* **TASK REQUIREMENTS**:
Your reply should be one number: the count of lines holding the word "this".

* **STORED RECORDS**:
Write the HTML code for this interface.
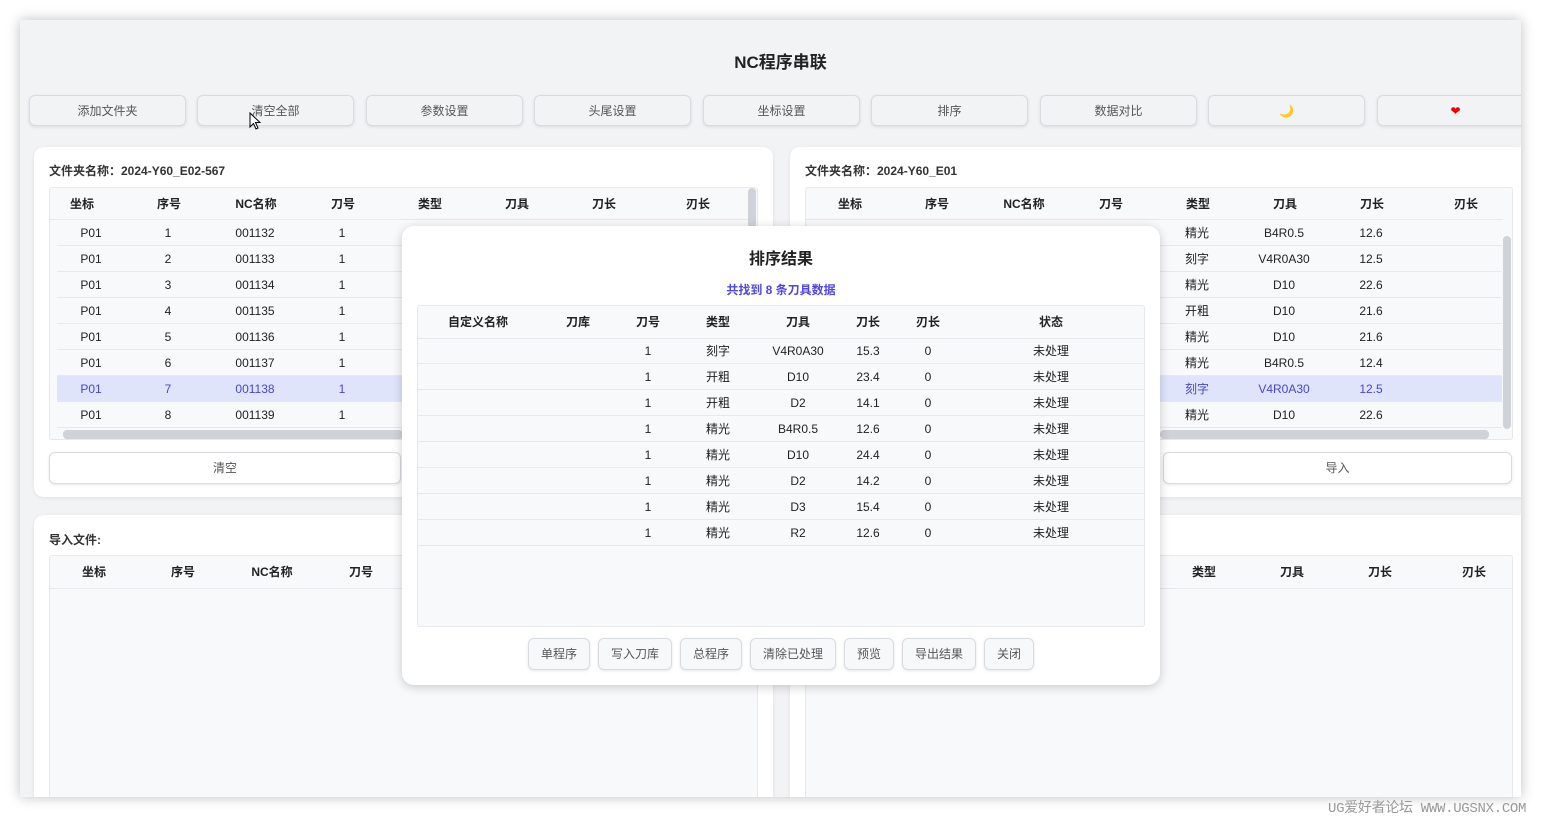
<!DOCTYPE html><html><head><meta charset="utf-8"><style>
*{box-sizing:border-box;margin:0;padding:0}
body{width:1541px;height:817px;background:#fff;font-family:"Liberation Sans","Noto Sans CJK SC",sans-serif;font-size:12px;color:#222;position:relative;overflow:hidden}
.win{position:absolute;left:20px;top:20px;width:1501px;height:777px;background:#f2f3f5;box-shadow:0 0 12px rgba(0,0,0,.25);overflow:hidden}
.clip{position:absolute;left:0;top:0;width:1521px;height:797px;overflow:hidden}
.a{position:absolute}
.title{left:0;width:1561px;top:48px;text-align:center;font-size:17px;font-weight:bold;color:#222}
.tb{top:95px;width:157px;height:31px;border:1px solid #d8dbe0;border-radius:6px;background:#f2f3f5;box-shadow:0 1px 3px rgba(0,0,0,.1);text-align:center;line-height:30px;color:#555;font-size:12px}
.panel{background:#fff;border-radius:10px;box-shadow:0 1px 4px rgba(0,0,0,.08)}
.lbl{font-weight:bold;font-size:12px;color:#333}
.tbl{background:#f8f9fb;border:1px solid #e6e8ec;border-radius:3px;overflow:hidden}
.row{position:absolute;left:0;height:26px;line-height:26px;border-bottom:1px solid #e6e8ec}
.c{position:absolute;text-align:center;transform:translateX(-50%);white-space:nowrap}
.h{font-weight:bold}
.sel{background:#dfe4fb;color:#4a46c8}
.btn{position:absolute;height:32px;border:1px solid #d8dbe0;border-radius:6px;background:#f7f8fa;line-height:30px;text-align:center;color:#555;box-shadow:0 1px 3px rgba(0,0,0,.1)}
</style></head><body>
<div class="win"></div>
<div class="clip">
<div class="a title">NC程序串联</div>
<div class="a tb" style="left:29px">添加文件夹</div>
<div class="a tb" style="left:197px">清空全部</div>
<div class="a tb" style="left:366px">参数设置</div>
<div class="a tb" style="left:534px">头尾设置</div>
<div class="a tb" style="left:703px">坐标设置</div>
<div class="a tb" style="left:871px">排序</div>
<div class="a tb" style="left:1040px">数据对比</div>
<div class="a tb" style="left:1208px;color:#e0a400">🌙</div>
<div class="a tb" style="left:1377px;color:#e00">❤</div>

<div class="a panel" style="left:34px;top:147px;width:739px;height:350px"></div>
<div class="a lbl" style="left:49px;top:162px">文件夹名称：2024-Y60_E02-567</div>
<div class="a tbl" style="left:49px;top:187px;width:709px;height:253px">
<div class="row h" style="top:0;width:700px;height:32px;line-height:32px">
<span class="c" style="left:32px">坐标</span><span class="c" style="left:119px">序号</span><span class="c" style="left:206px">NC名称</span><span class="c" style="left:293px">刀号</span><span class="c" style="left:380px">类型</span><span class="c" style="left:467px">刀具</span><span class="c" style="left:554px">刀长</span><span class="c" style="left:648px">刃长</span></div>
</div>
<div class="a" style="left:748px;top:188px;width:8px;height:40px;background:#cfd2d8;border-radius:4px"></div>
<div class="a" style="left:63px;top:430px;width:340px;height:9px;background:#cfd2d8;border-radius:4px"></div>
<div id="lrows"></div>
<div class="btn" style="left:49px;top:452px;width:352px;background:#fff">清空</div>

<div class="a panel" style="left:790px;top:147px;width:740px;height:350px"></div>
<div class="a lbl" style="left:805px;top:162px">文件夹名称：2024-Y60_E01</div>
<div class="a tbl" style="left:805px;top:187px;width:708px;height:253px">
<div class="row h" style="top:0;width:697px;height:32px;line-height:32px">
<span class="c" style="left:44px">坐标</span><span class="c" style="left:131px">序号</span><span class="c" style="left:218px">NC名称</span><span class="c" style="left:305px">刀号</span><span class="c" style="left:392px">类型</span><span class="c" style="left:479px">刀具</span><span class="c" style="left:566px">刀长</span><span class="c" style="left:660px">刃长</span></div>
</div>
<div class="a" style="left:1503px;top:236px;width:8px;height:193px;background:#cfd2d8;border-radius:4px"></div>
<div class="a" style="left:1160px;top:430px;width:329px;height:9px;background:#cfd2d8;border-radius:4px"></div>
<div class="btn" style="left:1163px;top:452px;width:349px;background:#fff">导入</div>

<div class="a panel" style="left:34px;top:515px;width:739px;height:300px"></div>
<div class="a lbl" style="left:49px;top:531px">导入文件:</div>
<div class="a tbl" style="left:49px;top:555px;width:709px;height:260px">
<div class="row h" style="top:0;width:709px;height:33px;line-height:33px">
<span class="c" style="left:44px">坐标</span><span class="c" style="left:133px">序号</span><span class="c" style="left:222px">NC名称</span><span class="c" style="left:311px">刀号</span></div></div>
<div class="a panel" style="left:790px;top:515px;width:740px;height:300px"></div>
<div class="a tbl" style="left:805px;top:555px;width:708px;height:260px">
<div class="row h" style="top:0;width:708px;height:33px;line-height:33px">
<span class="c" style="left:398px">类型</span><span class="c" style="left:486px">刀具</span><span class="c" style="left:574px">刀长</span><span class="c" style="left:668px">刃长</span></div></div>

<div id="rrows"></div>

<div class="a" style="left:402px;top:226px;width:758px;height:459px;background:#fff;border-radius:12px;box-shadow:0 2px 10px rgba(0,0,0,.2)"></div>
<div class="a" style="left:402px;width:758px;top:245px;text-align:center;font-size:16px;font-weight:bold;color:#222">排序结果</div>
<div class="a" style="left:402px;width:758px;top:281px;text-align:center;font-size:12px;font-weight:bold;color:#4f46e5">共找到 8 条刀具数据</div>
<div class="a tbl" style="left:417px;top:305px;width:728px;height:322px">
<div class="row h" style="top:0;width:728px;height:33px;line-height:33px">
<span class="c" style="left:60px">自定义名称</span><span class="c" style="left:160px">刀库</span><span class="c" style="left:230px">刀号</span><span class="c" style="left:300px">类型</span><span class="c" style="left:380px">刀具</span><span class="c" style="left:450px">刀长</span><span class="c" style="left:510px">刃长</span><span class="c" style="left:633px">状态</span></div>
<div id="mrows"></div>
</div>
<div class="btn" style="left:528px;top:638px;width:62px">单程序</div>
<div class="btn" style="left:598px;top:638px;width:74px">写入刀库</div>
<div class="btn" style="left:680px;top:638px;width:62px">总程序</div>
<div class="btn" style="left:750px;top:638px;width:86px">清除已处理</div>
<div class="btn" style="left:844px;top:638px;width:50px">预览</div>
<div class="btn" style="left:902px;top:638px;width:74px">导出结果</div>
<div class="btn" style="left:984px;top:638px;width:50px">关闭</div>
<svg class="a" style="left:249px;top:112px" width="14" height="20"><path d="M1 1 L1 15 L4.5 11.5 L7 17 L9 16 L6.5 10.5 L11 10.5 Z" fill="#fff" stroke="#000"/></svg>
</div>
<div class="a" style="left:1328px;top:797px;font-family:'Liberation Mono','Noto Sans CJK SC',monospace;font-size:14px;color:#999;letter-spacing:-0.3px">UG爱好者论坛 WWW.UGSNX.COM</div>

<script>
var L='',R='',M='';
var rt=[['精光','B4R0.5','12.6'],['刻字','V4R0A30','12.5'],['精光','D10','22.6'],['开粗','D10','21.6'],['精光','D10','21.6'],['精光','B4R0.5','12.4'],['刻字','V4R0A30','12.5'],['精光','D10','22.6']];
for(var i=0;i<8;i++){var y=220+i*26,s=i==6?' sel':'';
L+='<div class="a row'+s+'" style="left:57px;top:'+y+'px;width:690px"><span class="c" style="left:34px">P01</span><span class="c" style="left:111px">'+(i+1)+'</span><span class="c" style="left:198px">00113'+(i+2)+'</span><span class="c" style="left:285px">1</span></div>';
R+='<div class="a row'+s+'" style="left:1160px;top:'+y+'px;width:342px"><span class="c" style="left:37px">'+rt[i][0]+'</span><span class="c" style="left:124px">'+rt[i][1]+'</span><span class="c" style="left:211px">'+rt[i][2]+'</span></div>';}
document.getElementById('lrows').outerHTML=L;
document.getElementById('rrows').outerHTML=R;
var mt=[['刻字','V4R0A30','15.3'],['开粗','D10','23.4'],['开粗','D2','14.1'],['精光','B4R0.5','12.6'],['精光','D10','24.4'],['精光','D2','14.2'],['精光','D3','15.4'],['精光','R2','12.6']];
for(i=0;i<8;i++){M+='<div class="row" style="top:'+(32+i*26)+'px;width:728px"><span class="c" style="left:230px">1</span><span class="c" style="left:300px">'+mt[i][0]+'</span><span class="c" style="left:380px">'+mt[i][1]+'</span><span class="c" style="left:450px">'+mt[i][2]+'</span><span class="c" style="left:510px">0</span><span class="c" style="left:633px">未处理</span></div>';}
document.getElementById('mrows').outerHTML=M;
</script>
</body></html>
==
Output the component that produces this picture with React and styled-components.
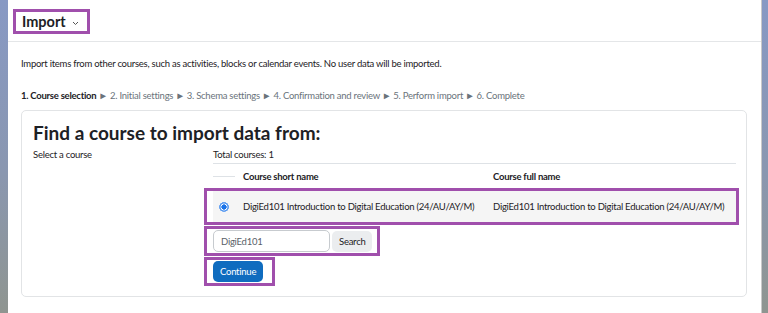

* **FINAL RESULT**:
2